Regular readers know that it was not by chance that the bonds backing the CDOs performed worse than the bonds that were not bundled into CDOs.
Wall Street firms, because of their ownership of subprime mortgage originators and servicers, had access to information that was useful in selecting the worse performing bonds.
Of equal importance, because of the opacity of the CDOs and their underlying bonds, this was information than other market participants did not have access to.
Naturally, Wall Street used its informational advantage to generate significant earnings for itself. Earnings that had there been ultra transparency for structured finance securities would not have been possible.
The complex mortgage instruments at the center of the 2008 financial crisis went so spectacularly wrong that many observers have said they were designed to fail.

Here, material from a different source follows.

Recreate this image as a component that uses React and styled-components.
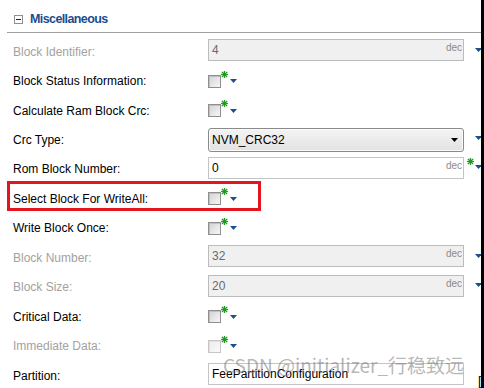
import React from 'react';
import styled, { createGlobalStyle } from 'styled-components';

const GlobalStyle = createGlobalStyle`
  html, body { margin: 0; padding: 0; background: #fff; }
  body { font-family: "Liberation Sans", Arial, sans-serif; font-size: 12px; }
`;

const Page = styled.div`
  position: relative;
  width: 484px;
  height: 388px;
  overflow: hidden;
  box-sizing: border-box;
  border-right: 3px solid #000;
  background: #fff;
`;

const Header = styled.div`
  display: flex;
  align-items: center;
  gap: 7px;
  height: 33px;
  box-sizing: border-box;
  padding: 6px 0 0 7px;
  margin-left: 7px;
  border-bottom: 1px solid #a0a0a0;
`;

const Title = styled.span`
  font-weight: bold;
  font-size: 12.5px;
  letter-spacing: -0.6px;
  color: #1d4c8c;
`;

const Collapse = styled.svg`
  width: 9px;
  height: 9px;
  margin-top: 1px;
  flex: none;
`;

const List = styled.div`
  padding-top: 4px;
`;

const Row = styled.div`
  position: relative;
  display: grid;
  grid-template-columns: 208px 256px 1fr;
  align-items: center;
  height: 29.45px;
`;

const Label = styled.span`
  padding-left: 13px;
  white-space: nowrap;
  color: ${(p) => (p.$disabled ? '#a2a2a2' : '#000')};
`;

const Field = styled.div`
  box-sizing: border-box;
  height: 22px;
  margin-bottom: 3px;
  display: flex;
  justify-content: space-between;
  align-items: center;
  padding: 0 1px 0 3px;
  border: 1px solid ${(p) => (p.$disabled ? '#bcbcbc' : '#c4c4c4')};
  background: ${(p) => (p.$disabled ? '#f0f0f0' : '#fff')};
  color: ${(p) => (p.$disabled ? '#6a6a6a' : '#000')};
  white-space: nowrap;
  overflow: hidden;
`;

const Unit = styled.span`
  align-self: flex-start;
  margin-top: 2px;
  font-size: 10px;
  line-height: 11px;
  color: #8a8a8a;
`;

const Combo = styled.div`
  box-sizing: border-box;
  height: 24px;
  margin-bottom: 1px;
  display: flex;
  align-items: center;
  justify-content: space-between;
  padding: 0 5px 0 3px;
  border: 1px solid #8a8a8a;
  border-radius: 3px;
  background: linear-gradient(#f4f4f4, #e2e2e2);
  box-shadow: inset 0 0 0 1px #fbfbfb;
  color: #000;
`;

const Marks = styled.div`
  display: grid;
  grid-template-columns: 8px 7px;
  align-items: center;
  padding-left: 3px;
`;

const CheckGroup = styled.div`
  display: flex;
  align-items: center;
`;

const Box = styled.span`
  box-sizing: border-box;
  width: 13px;
  height: 13px;
  border: 1px solid ${(p) => (p.$disabled ? '#c6c6c6' : '#8e8e8e')};
  background: ${(p) =>
    p.$disabled
      ? 'linear-gradient(135deg, #ececec, #fafafa)'
      : 'linear-gradient(135deg, #d2d2d2, #f7f7f7)'};
  box-shadow: inset 1px 1px 0 ${(p) => (p.$disabled ? '#e0e0e0' : '#c0c0c0')};
`;

const StarIcon = styled.svg`
  width: 7px;
  height: 7px;
  flex: none;
  margin-bottom: ${(p) => p.$lift}px;
`;

const ArrowIcon = styled.svg`
  width: 7px;
  height: 4px;
  flex: none;
  margin-left: ${(p) => p.$gap || 0}px;
  margin-bottom: ${(p) => p.$lift || 0}px;
`;

const Bracket = styled.span`
  margin-left: 3px;
  margin-top: 10px;
  font-size: 13px;
  color: #000;
`;

const Highlight = styled.div`
  position: absolute;
  top: -3px;
  left: 7px;
  width: 254px;
  height: 30px;
  box-sizing: border-box;
  border: 3px solid #e3161f;
  pointer-events: none;
`;

const Watermark = styled.div`
  position: absolute;
  left: 223px;
  top: 353px;
  font-family: "Noto Sans CJK SC", "Noto Sans", sans-serif;
  font-size: 19px;
  line-height: 24px;
  color: rgba(120, 120, 120, 0.55);
  white-space: nowrap;
  pointer-events: none;
`;

const Star = ({ lift = 0 }) => (
  <StarIcon viewBox="0 0 7 7" $lift={lift}>
    <g stroke="#1e9a1e" strokeWidth="1.3" strokeLinecap="square">
      <line x1="3.5" y1="0.5" x2="3.5" y2="6.5" />
      <line x1="0.5" y1="3.5" x2="6.5" y2="3.5" />
      <line x1="1.3" y1="1.3" x2="5.7" y2="5.7" />
      <line x1="5.7" y1="1.3" x2="1.3" y2="5.7" />
    </g>
  </StarIcon>
);

const Arrow = ({ color = '#1d4f8c', gap, lift }) => (
  <ArrowIcon viewBox="0 0 7 4" $gap={gap} $lift={lift}>
    <polygon points="0,0 7,0 3.5,4" fill={color} />
  </ArrowIcon>
);

const CheckCell = ({ disabled }) => (
  <CheckGroup>
    <Box $disabled={disabled} />
    <Star lift={14} />
    <Arrow gap={2} />
  </CheckGroup>
);

const InputMarks = ({ star, bracket }) => (
  <Marks>
    {star ? <Star lift={16} /> : <span />}
    {bracket ? <Bracket>[</Bracket> : <Arrow lift={4} />}
  </Marks>
);

const rows = [
  { label: 'Block Identifier:', disabled: true, kind: 'field', value: '4', unit: 'dec' },
  { label: 'Block Status Information:', kind: 'check' },
  { label: 'Calculate Ram Block Crc:', kind: 'check' },
  { label: 'Crc Type:', kind: 'combo', value: 'NVM_CRC32' },
  { label: 'Rom Block Number:', kind: 'field', value: '0', unit: 'dec', star: true },
  { label: 'Select Block For WriteAll:', kind: 'check', highlight: true },
  { label: 'Write Block Once:', kind: 'check' },
  { label: 'Block Number:', disabled: true, kind: 'field', value: '32', unit: 'dec' },
  { label: 'Block Size:', disabled: true, kind: 'field', value: '20', unit: 'dec' },
  { label: 'Critical Data:', kind: 'check' },
  { label: 'Immediate Data:', disabled: true, kind: 'check' },
  { label: 'Partition:', kind: 'field', value: 'FeePartitionConfiguration', bracket: true },
];

export default function App() {
  return (
    <>
      <GlobalStyle />
      <Page>
        <Header>
          <Collapse viewBox="0 0 9 9">
            <rect x="0.5" y="0.5" width="8" height="8" fill="#fff" stroke="#8f8f8f" />
            <line x1="2" y1="4.5" x2="7" y2="4.5" stroke="#222" strokeWidth="1" />
          </Collapse>
          <Title>Miscellaneous</Title>
        </Header>
        <List>
          {rows.map((r) => (
            <Row key={r.label}>
              <Label $disabled={r.disabled}>{r.label}</Label>
              {r.kind === 'check' && (
                <>
                  <CheckCell disabled={r.disabled} />
                  <span />
                </>
              )}
              {r.kind === 'field' && (
                <>
                  <Field $disabled={r.disabled}>
                    <span>{r.value}</span>
                    {r.unit && <Unit>{r.unit}</Unit>}
                  </Field>
                  <InputMarks star={r.star} bracket={r.bracket} />
                </>
              )}
              {r.kind === 'combo' && (
                <>
                  <Combo>
                    <span>{r.value}</span>
                    <Arrow color="#000" />
                  </Combo>
                  <InputMarks />
                </>
              )}
              {r.highlight && <Highlight />}
            </Row>
          ))}
        </List>
        <Watermark>CSDN @initializer_行稳致远</Watermark>
      </Page>
    </>
  );
}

A new paper by Oliver Faltin-Traeger of the investment firm Blackrock and Christopher Mayer of Columbia Business School lends a lot of credence to that assertion.
Faltin-Traeger and Mayer -- who are scheduled to present their preliminary results Saturday at the annual meeting of the American Economic Association -- focus on collateralized debt obligations tied to asset-backed securities, or ABS CDOs. For the most part, these were mortgages that had been pooled into bonds, which in turn were repackaged into CDOs.

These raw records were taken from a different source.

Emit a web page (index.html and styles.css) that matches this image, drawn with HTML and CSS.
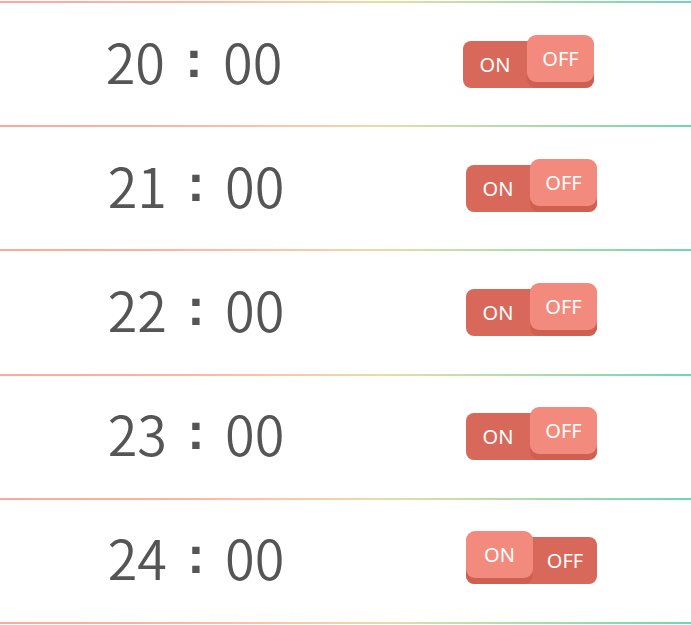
FILE: index.html
```html
<!DOCTYPE html>
<html lang="ja">
<head>
<meta charset="utf-8">
<title>Timer</title>
<link rel="stylesheet" href="styles.css">
</head>
<body>
<div class="list">
  <div class="divider"></div>
  <div class="row row--first">
    <div class="time">20<span class="sep">:</span>00</div>
    <div class="switch is-off"><span class="label">ON</span><span class="knob">OFF</span></div>
  </div>
  <div class="divider"></div>
  <div class="row">
    <div class="time">21<span class="sep">:</span>00</div>
    <div class="switch is-off"><span class="label">ON</span><span class="knob">OFF</span></div>
  </div>
  <div class="divider"></div>
  <div class="row">
    <div class="time">22<span class="sep">:</span>00</div>
    <div class="switch is-off"><span class="label">ON</span><span class="knob">OFF</span></div>
  </div>
  <div class="divider"></div>
  <div class="row">
    <div class="time">23<span class="sep">:</span>00</div>
    <div class="switch is-off"><span class="label">ON</span><span class="knob">OFF</span></div>
  </div>
  <div class="divider"></div>
  <div class="row">
    <div class="time">24<span class="sep">:</span>00</div>
    <div class="switch is-on"><span class="knob">ON</span><span class="label">OFF</span></div>
  </div>
  <div class="divider"></div>
</div>
</body>
</html>
```
FILE: styles.css
```css
html, body {
  margin: 0;
  padding: 0;
  background: #ffffff;
}
body {
  padding-top: 1px;
  font-family: "Noto Sans CJK JP", "Noto Sans", sans-serif;
}
.list {
  display: flex;
  flex-direction: column;
}
.divider {
  height: 2px;
  background: linear-gradient(90deg, #ffa69e 0%, #ffb3a2 25%, #ffc4a6 40%, #e2dfa6 56%, #b5dcab 74%, #6fd6b2 100%);
}
.row {
  height: 122.2px;
  display: flex;
  align-items: center;
}
.time {
  width: 392px;
  padding-bottom: 8px;
  text-align: center;
  color: #555555;
  font-family: "Noto Sans CJK JP", "Noto Sans", sans-serif;
  font-size: 54px;
  font-weight: 350;
  line-height: 1;
}
.sep {
  display: inline-block;
  width: 58px;
  text-align: center;
  font-family: "Liberation Sans", Arial, sans-serif;
  font-size: 52px;
  font-weight: bold;
  vertical-align: 7px;
}
.row--first .time {
  width: 388px;
}
.row--first .switch {
  margin-left: 75px;
}
.switch {
  position: relative;
  margin-left: 74px;
  width: 131px;
  height: 47px;
  border-radius: 8px;
  background: #d8695a;
  display: flex;
  font-family: "Noto Sans", sans-serif;
  font-size: 20px;
  color: #ffffff;
}
.label {
  width: 64px;
  line-height: 47px;
  text-align: center;
}
.is-off .label {
  margin-right: auto;
}
.is-on .label {
  margin-left: auto;
}
.knob {
  position: absolute;
  top: -6px;
  width: 67px;
  height: 47px;
  line-height: 47px;
  text-align: center;
  border-radius: 9px;
  background: #f28b7d;
  box-shadow: 0 6px 0 #cf5f51;
}
.is-off .knob {
  right: 0;
}
.is-on .knob {
  left: 0;
}
```
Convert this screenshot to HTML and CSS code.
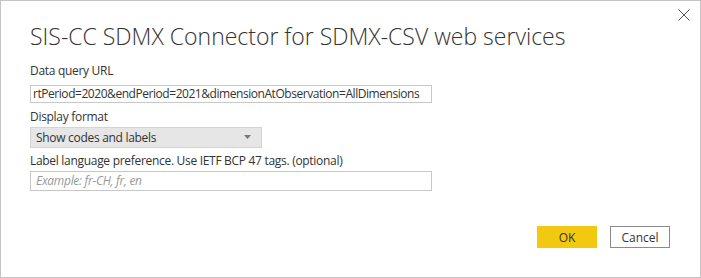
FILE: index.html
```html
<html>
  <head>
    <link rel="stylesheet" href="styles.css">
  </head>
  <body>
    <div class="dialog">
      <button class="close-btn" aria-label="Close">
        <svg width="12" height="12" viewBox="0 0 12 12"><path d="M0.5 0.5L11.5 11.5M11.5 0.5L0.5 11.5" stroke="#555" stroke-width="1" fill="none"/></svg>
      </button>
      <h1 class="title">SIS-CC SDMX Connector for SDMX-CSV web services</h1>
      <main class="form">
        <label class="field-label">Data query URL</label>
        <div class="text-input url-input">rtPeriod=2020&amp;endPeriod=2021&amp;dimensionAtObservation=AllDimensions</div>
        <label class="field-label">Display format</label>
        <div class="select">
          <span>Show codes and labels</span>
          <svg class="caret" width="7" height="4" viewBox="0 0 7 4"><path d="M0 0H7L3.5 4Z" fill="#777"/></svg>
        </div>
        <label class="field-label">Label language preference. Use IETF BCP 47 tags. (optional)</label>
        <div class="text-input placeholder">Example: fr-CH, fr, en</div>
      </main>
      <footer class="actions">
        <button class="btn btn-primary">OK</button>
        <button class="btn btn-secondary">Cancel</button>
      </footer>
    </div>
  </body>
</html>
```

FILE: styles.css
```css
body {
  margin: 0;
  font-family: "Open Sans", "Noto Sans", sans-serif;
  color: #333;
}
.dialog {
  position: relative;
  width: 701px;
  height: 278px;
  box-sizing: border-box;
  border: 1px solid #c4c4c4;
  background: #fff;
  padding: 0 29px;
}
.close-btn {
  position: absolute;
  top: 8px;
  right: 10px;
  border: none;
  background: none;
  padding: 0;
  width: 12px;
  height: 12px;
  line-height: 0;
}
.title {
  margin: 0;
  padding-top: 19px;
  height: 32px;
  font-size: 23px;
  font-weight: 300;
  line-height: 32px;
  color: #333;
  white-space: nowrap;
}
.form {
  display: flex;
  flex-direction: column;
  margin-top: 11px;
  letter-spacing: -0.3px;
}
.field-label {
  font-size: 12px;
  line-height: 16px;
  height: 17px;
  color: #333;
  margin-bottom: 5px;
}
.text-input {
  width: 402px;
  height: 18px;
  box-sizing: border-box;
  border: 1px solid #c8c8c8;
  padding: 0 2px;
  font-size: 12px;
  line-height: 16px;
  white-space: nowrap;
  overflow: hidden;
  margin-bottom: 6px;
}
.url-input {
  letter-spacing: -0.45px;
}
.placeholder {
  height: 20px;
  line-height: 18px;
  padding-left: 5px;
  font-style: italic;
  color: #999;
}
.select {
  display: flex;
  align-items: center;
  justify-content: space-between;
  width: 232px;
  height: 21px;
  box-sizing: border-box;
  border: 1px solid #d4d4d4;
  background: #e6e6e6;
  padding: 0 10px 0 5px;
  font-size: 12px;
  margin-top: -4px;
  margin-bottom: 5px;
}
.field-label + .placeholder {
  margin-top: -4px;
}
.caret {
  margin-bottom: 2px;
}
.actions {
  display: flex;
  justify-content: flex-end;
  gap: 13px;
  margin-top: 29px;
  padding-right: 1px;
}
.btn {
  width: 60px;
  height: 22px;
  box-sizing: border-box;
  font-family: inherit;
  font-size: 12px;
  color: #333;
  padding: 0;
}
.btn-primary {
  background: #f2c811;
  border: 1px solid #f2c811;
}
.btn-secondary {
  background: #fff;
  border: 1px solid #8a8a8a;
}
```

The process typically resulted in the creation of triple-A rated securities, but also made it difficult for investors to understand what those securities actually contained.
Hundreds of billions of dollars in CDOs went bad as of 2007, causing heavy losses for investors and banks and triggering a broader panic that ultimately sent the global economy into recession.

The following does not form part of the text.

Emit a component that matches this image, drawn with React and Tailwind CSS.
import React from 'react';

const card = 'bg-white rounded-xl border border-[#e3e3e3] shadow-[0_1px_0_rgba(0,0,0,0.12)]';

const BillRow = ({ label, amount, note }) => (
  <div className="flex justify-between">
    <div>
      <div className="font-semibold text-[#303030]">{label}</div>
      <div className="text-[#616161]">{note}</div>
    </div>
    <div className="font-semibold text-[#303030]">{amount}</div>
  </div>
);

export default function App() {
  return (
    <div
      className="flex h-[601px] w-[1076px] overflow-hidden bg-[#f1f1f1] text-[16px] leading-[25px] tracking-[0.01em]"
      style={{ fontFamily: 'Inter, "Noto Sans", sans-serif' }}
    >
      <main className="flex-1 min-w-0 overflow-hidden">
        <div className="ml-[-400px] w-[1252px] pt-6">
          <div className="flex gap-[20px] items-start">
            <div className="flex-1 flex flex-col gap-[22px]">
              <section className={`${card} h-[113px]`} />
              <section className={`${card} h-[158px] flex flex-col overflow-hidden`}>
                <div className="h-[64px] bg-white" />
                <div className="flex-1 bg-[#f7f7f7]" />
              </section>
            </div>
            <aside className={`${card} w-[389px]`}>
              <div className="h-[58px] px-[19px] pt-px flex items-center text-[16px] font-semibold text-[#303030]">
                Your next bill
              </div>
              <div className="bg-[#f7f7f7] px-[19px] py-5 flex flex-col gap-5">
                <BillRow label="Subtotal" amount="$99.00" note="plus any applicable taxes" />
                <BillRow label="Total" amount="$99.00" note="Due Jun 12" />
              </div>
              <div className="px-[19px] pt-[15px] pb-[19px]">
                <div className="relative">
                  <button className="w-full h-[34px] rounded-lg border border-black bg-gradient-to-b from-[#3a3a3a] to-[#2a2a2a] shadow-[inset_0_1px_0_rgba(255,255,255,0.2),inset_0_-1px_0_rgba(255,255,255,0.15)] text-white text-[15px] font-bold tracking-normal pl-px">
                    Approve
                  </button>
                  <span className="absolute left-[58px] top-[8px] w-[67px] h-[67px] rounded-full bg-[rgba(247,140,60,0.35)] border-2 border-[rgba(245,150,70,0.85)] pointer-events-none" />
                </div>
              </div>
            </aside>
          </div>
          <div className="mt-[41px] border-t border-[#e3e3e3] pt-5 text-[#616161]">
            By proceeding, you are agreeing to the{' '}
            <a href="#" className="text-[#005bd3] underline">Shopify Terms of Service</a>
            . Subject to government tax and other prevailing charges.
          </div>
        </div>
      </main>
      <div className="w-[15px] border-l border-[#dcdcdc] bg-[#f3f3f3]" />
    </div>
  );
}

Using a unique database published by the investment firm Pershing Square Capital Management, Faltin-Traeger and Mayer identified the underlying bonds in some 528 ABS CDOs issued between 2005 and 2007, and compared their performance to similar bonds that weren't included in CDOs.
They found that the bonds in the CDOs performed a lot worse. Even if one holds observable characteristics such as initial ratings and yields constant, the bonds in the CDOs suffered ratings downgrades that were 50 percent to 90 percent more severe.
As of June 2010, for example, bonds with initial triple-A ratings had been downgraded by an average 11.84 notches, compared to 5.99 for those not in CDOs. The bonds in the CDOs were also more likely to have been rated by all three major credit-rating firms.
The research provides strong support for the idea that banks -- with the help of pliant ratings agencies -- put together the CDOs and sold them to investors in a premeditated effort to get rid of some of their most toxic assets, or to provide vehicles for clients who wanted to bet against the worst possible assets.Not to mention for the traders to bet against the toxic assets.
As the authors put it: "It would have been very hard to randomly choose securities with such poor ex-post performance."
This narrative has already driven various lawsuits and two high-profile cases. Last year, Goldman Sachs Group Inc. agreed to pay $550 million to settle a case in which the Securities and Exchange Commission accused it of defrauding investors in selling an ABS CDO called Abacus 2007 AC-1.
Citigroup Inc. is currently embroiled in a separate SEC battle over a $1 billion ABS CDO it created....
Interestingly, the authors found that the performance of bonds in Goldman's Abacus CDOs, while undoubtedly bad, was actually better than average among all bonds that had been similarly packaged.
More broadly, the bonds in CDOs created by big, highly regulated U.S. and foreign banks performed significantly worse than those in CDOs issued by investment banks or smaller firms.